What needs to be done =
Answer with a single number, the count of lines holding the word "screenshot".

+++ Records shown

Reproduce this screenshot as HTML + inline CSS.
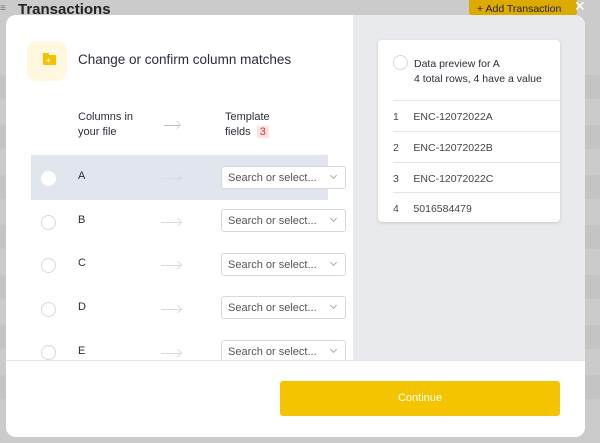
<!DOCTYPE html>
<html><head><meta charset="utf-8"><style>
*{box-sizing:border-box;margin:0;padding:0}
body{width:600px;height:443px;overflow:hidden;background:#cbcbcb;font-family:"Liberation Sans",sans-serif;position:relative;color:#2a2e38}
.abs{position:absolute}
.stripe{position:absolute;left:0;width:600px;height:24px;background:#c4c4c4}
.modal{position:absolute;left:6px;top:15px;width:579px;height:422px;background:#fff;border-radius:10px;overflow:hidden}
.right{position:absolute;left:347px;top:0;width:232px;height:345px;background:#e9eaee}
.footer{position:absolute;left:0;top:345px;width:579px;height:77px;background:#fff;border-top:1px solid #e3e4e8}
.radio{position:absolute;width:15px;height:15px;border-radius:50%;border:1px solid #d6d8de;background:#fff}
.sel{position:absolute;left:215px;width:125px;height:23px;border:1px solid #d6d8de;border-radius:3px;background:#fff;font-size:11px;color:#555;padding:5px 0 0 6px}
.sel:after{content:"";position:absolute;right:9px;top:6px;width:4px;height:4px;border-right:1px solid #aaa;border-bottom:1px solid #aaa;transform:rotate(45deg)}
.lbl{position:absolute;left:72px;font-size:11px}
.arr{position:absolute;left:155px;width:20px;height:1px;background:#d8dae0}
.arr:after{content:"";position:absolute;right:0;top:-3px;width:5px;height:5px;border-right:1px solid #d8dae0;border-top:1px solid #d8dae0;transform:rotate(45deg)}
.card{position:absolute;left:372px;top:25px;width:182px;height:182px;background:#fff;border-radius:4px;box-shadow:0 1px 3px rgba(0,0,0,.15)}
.row{position:absolute;left:15px;right:0;height:31px;border-top:1px solid #e3e4e8;font-size:10.5px;color:#444;padding-top:10px}
</style></head><body>
<div class="stripe" style="top:75px"></div><div class="stripe" style="top:125px"></div><div class="stripe" style="top:175px"></div><div class="stripe" style="top:225px"></div><div class="stripe" style="top:275px"></div><div class="stripe" style="top:325px"></div><div class="stripe" style="top:375px"></div>
<div class="abs" style="left:0;top:3px;font-size:10px;color:#777">≡</div>
<div class="abs" style="left:18px;top:1px;font-size:15px;font-weight:bold;color:#222">Transactions</div>
<div class="abs" style="left:469px;top:0;width:108px;height:17px;background:#ddaa00;border-radius:0 0 5px 5px;font-size:10.5px;padding:3px 0 0 8px;color:#222">+ Add Transaction</div>
<div class="abs" style="left:574px;top:-2px;font-size:14px;color:#fff">✕</div>
<div class="modal">
 <div class="right"></div>
 <div class="abs" style="left:21px;top:26px;width:40px;height:40px;border-radius:10px;background:#fff8df"></div>
 <div class="abs" style="left:37px;top:40px;width:13px;height:10px;background:#f5c000;border-radius:1px"></div>
 <div class="abs" style="left:37px;top:38px;width:6px;height:3px;background:#f5c000"></div>
 <div class="abs" style="left:40px;top:41px;font-size:8px;color:#fff;font-weight:bold">+</div>
 <div class="abs" style="left:72px;top:37px;font-size:13.5px">Change or confirm column matches</div>
 <div class="abs" style="left:72px;top:95px;font-size:11px;line-height:15px">Columns in<br>your file</div>
 <div class="arr" style="left:158px;top:110px;width:16px;background:#bbb"></div>
 <div class="abs" style="left:219px;top:95px;font-size:11px;line-height:15px">Template<br>fields <span style="background:#fde2e2;color:#d33;padding:0 3px;margin-left:3px">3</span></div>
 <div class="abs" style="left:25px;top:140px;width:297px;height:45px;background:#e1e6ee"></div>
 <div class="radio" style="left:35px;top:156px;border-color:#fff"></div><div class="lbl" style="top:155px">A</div><div class="arr" style="top:163px"></div><div class="sel" style="top:151px">Search or select...</div>
 <div class="radio" style="left:35px;top:200px"></div><div class="lbl" style="top:199px">B</div><div class="arr" style="top:207px"></div><div class="sel" style="top:194px">Search or select...</div>
 <div class="radio" style="left:35px;top:243px"></div><div class="lbl" style="top:242px">C</div><div class="arr" style="top:250px"></div><div class="sel" style="top:238px">Search or select...</div>
 <div class="radio" style="left:35px;top:287px"></div><div class="lbl" style="top:286px">D</div><div class="arr" style="top:294px"></div><div class="sel" style="top:281px">Search or select...</div>
 <div class="radio" style="left:35px;top:330px"></div><div class="lbl" style="top:330px">E</div><div class="arr" style="top:338px"></div><div class="sel" style="top:325px">Search or select...</div>
 <div class="card">
  <div class="radio" style="left:15px;top:15px"></div>
  <div class="abs" style="left:36px;top:17px;font-size:10.5px;line-height:15px">Data preview for A<br>4 total rows, 4 have a value</div>
  <div class="row" style="top:60px">1&nbsp;&nbsp;&nbsp;&nbsp;&nbsp;ENC-12072022A</div>
  <div class="row" style="top:91px">2&nbsp;&nbsp;&nbsp;&nbsp;&nbsp;ENC-12072022B</div>
  <div class="row" style="top:122px">3&nbsp;&nbsp;&nbsp;&nbsp;&nbsp;ENC-12072022C</div>
  <div class="row" style="top:152px">4&nbsp;&nbsp;&nbsp;&nbsp;&nbsp;5016584479</div>
 </div>
 <div class="footer">
  <div class="abs" style="left:274px;top:20px;width:280px;height:35px;background:#f5c400;border-radius:3px;color:#fff;font-size:11px;text-align:center;padding-top:11px">Continue</div>
 </div>
</div>
</body></html>
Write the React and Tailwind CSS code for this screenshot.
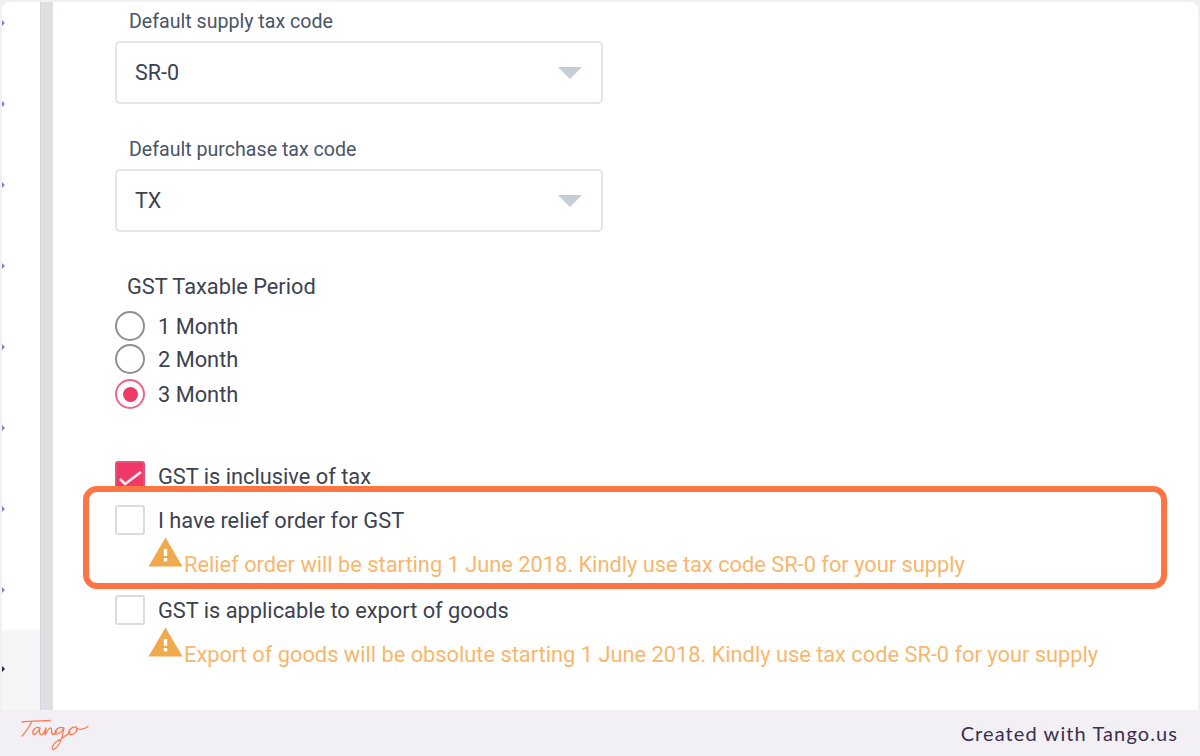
import React from 'react';

const roboto = { fontFamily: 'Roboto, sans-serif' };

const SelectField = ({ label, value, className }) => (
  <div className={className}>
    <div className="pl-[14px] pt-px h-[24px] text-[19.6px] leading-[24px] text-[#4a5568]">{label}</div>
    <div className="mt-[8px] w-[488px] h-[63px] rounded-[5px] border-2 border-[#e3e4e7] bg-white flex items-center justify-between pl-[18px] pr-[19px]">
      <span className="pt-px text-[21.5px] text-[#3c4250]">{value}</span>
      <span className="w-0 h-0 border-l-[12px] border-r-[12px] border-t-[12px] border-l-transparent border-r-transparent border-t-[#c6ccd4]" />
    </div>
  </div>
);

const Radio = ({ label, checked, className }) => (
  <div className={`flex items-center gap-[13px] h-[30px] ${className || ''}`}>
    <span className={`w-[30px] h-[30px] rounded-full border-2 flex items-center justify-center ${checked ? 'border-[#f2638a]' : 'border-[#8f8f8f]'}`}>
      {checked && <span className="w-[15px] h-[15px] rounded-full bg-[#ef3a69]" />}
    </span>
    <span className="pt-[2px] text-[21.8px] text-[#3c4250]">{label}</span>
  </div>
);

const Checkbox = ({ label, checked, className }) => (
  <div className={`flex items-center gap-[13px] h-[30px] ${className || ''}`}>
    <span className={`w-[30px] h-[30px] rounded-[3px] border-2 flex items-center justify-center ${checked ? 'bg-[#ef3a69] border-[#e8527a]' : 'bg-white border-[#dcdcdc]'}`}>
      {checked && (
        <svg width="26" height="26" viewBox="0 0 26 26" fill="none" stroke="#fde8ee" strokeWidth="2.6">
          <path d="M3 16l5 5L24 9" />
        </svg>
      )}
    </span>
    <span className="pt-[2px] text-[21.8px] text-[#3c4250]">{label}</span>
  </div>
);

const Warning = ({ text, className }) => (
  <div className={`flex items-end pl-[33px] ${className || ''}`}>
    <svg width="35" height="30" viewBox="0 0 35 30">
      <path d="M17.5 0.5L34.5 29.5H0.5Z" fill="#efaa4d" />
      <rect x="15.8" y="12" width="3.4" height="7" fill="#fff" />
      <rect x="15.8" y="21" width="3.4" height="3.4" fill="#fff" />
    </svg>
    <span className="ml-px text-[21.8px] leading-[24px] text-[#f7b76d] -mb-[10px]">{text}</span>
  </div>
);

export default function App() {
  return (
    <div className="w-[1200px] h-[756px] bg-[#f2f0f5] flex flex-col overflow-hidden relative" style={roboto}>
      <div className="flex-1 flex min-h-0 pt-[2px] pl-[2px] pr-[2px]">
        {/* left rail */}
        <div className="w-[38px] bg-white rounded-tl-[8px] flex flex-col">
          <div className="flex-1 flex flex-col gap-[75px] pt-[18px]">
            {[0, 1, 2, 3, 4, 5, 6, 7].map((i) => (
              <span key={i} className="w-0 h-0 border-t-[3px] border-b-[3px] border-l-[3px] border-t-transparent border-b-transparent border-l-[#7e86c4]" />
            ))}
          </div>
          <div className="h-[80px] bg-[#f6f6f7] pt-[36px]">
            <span className="block w-0 h-0 border-t-[3px] border-b-[3px] border-l-[3px] border-t-transparent border-b-transparent border-l-[#1b2147]" />
          </div>
        </div>
        {/* scrollbar */}
        <div className="w-[13px] bg-[#dfe0e4] border-l border-[#d4d5d8]" />
        {/* main form */}
        <div className="flex-1 bg-white rounded-tr-[8px] pl-[62px] pt-[7px]">
          <SelectField label="Default supply tax code" value="SR-0" />
          <SelectField label="Default purchase tax code" value="TX" className="mt-[33px]" />
          <div className="mt-[40px] pl-[12px] pt-px h-[28px] text-[21.8px] leading-[28px] text-[#3c4250]">GST Taxable Period</div>
          <Radio label="1 Month" className="mt-[11px]" />
          <Radio label="2 Month" className="mt-[3px]" />
          <Radio label="3 Month" checked className="mt-[5px]" />
          <Checkbox label="GST is inclusive of tax" checked className="mt-[52px]" />
          <Checkbox label="I have relief order for GST" className="mt-[14px]" />
          <Warning text="Relief order will be starting 1 June 2018. Kindly use tax code SR-0 for your supply" className="mt-[2px]" />
          <Checkbox label="GST is applicable to export of goods" className="mt-[28px]" />
          <Warning text="Export of goods will be obsolute starting 1 June 2018. Kindly use tax code SR-0 for your supply" className="mt-[2px]" />
        </div>
      </div>
      {/* footer */}
      <div className="h-[46px] shrink-0 flex items-center justify-between pl-[20px] pr-[22px]">
        <svg width="70" height="36" viewBox="0 0 70 36" fill="none" stroke="#ff7a50" strokeWidth="1.3" strokeLinecap="round" strokeLinejoin="round">
          <path d="M2 7C10 5.5 22 6 30 5.5" />
          <path d="M12 6.5C9 12 6 17 2 21" />
          <path d="M20 13C16 11 12 15 13 19C14 21 18 17 20 13C19 16 19 20 22 19.5C24 19 25 15 26 13C25.5 16 25 18 25 20C27 16 29 12.5 31 13C32.5 13.5 30.5 19 33 19.5C35 19.5 36 18 37 16" />
          <path d="M44 13C40 11 35 14 35 18C36 21 41 18 44 13C43 20 40 31 34 34.5C31 35.5 32 30 36 27C41 24 46 21 50 17" />
          <path d="M56 12C52 11.5 48 15 49 18.5C51 21 57 18 57 14.5C57 13 56.5 12.5 56 12C58 15.5 63 15 68 11.5" />
        </svg>
        <span className="text-[20px] tracking-[1.1px] text-[#3a2f4f]" style={{ fontFamily: 'Lato, sans-serif' }}>Created with Tango.us</span>
      </div>
      {/* highlight box */}
      <div className="absolute left-[83px] top-[486px] w-[1084px] h-[103px] rounded-[14px] border-[6px] border-[#ff7443]" />
    </div>
  );
}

++++++

Solved exercise =
2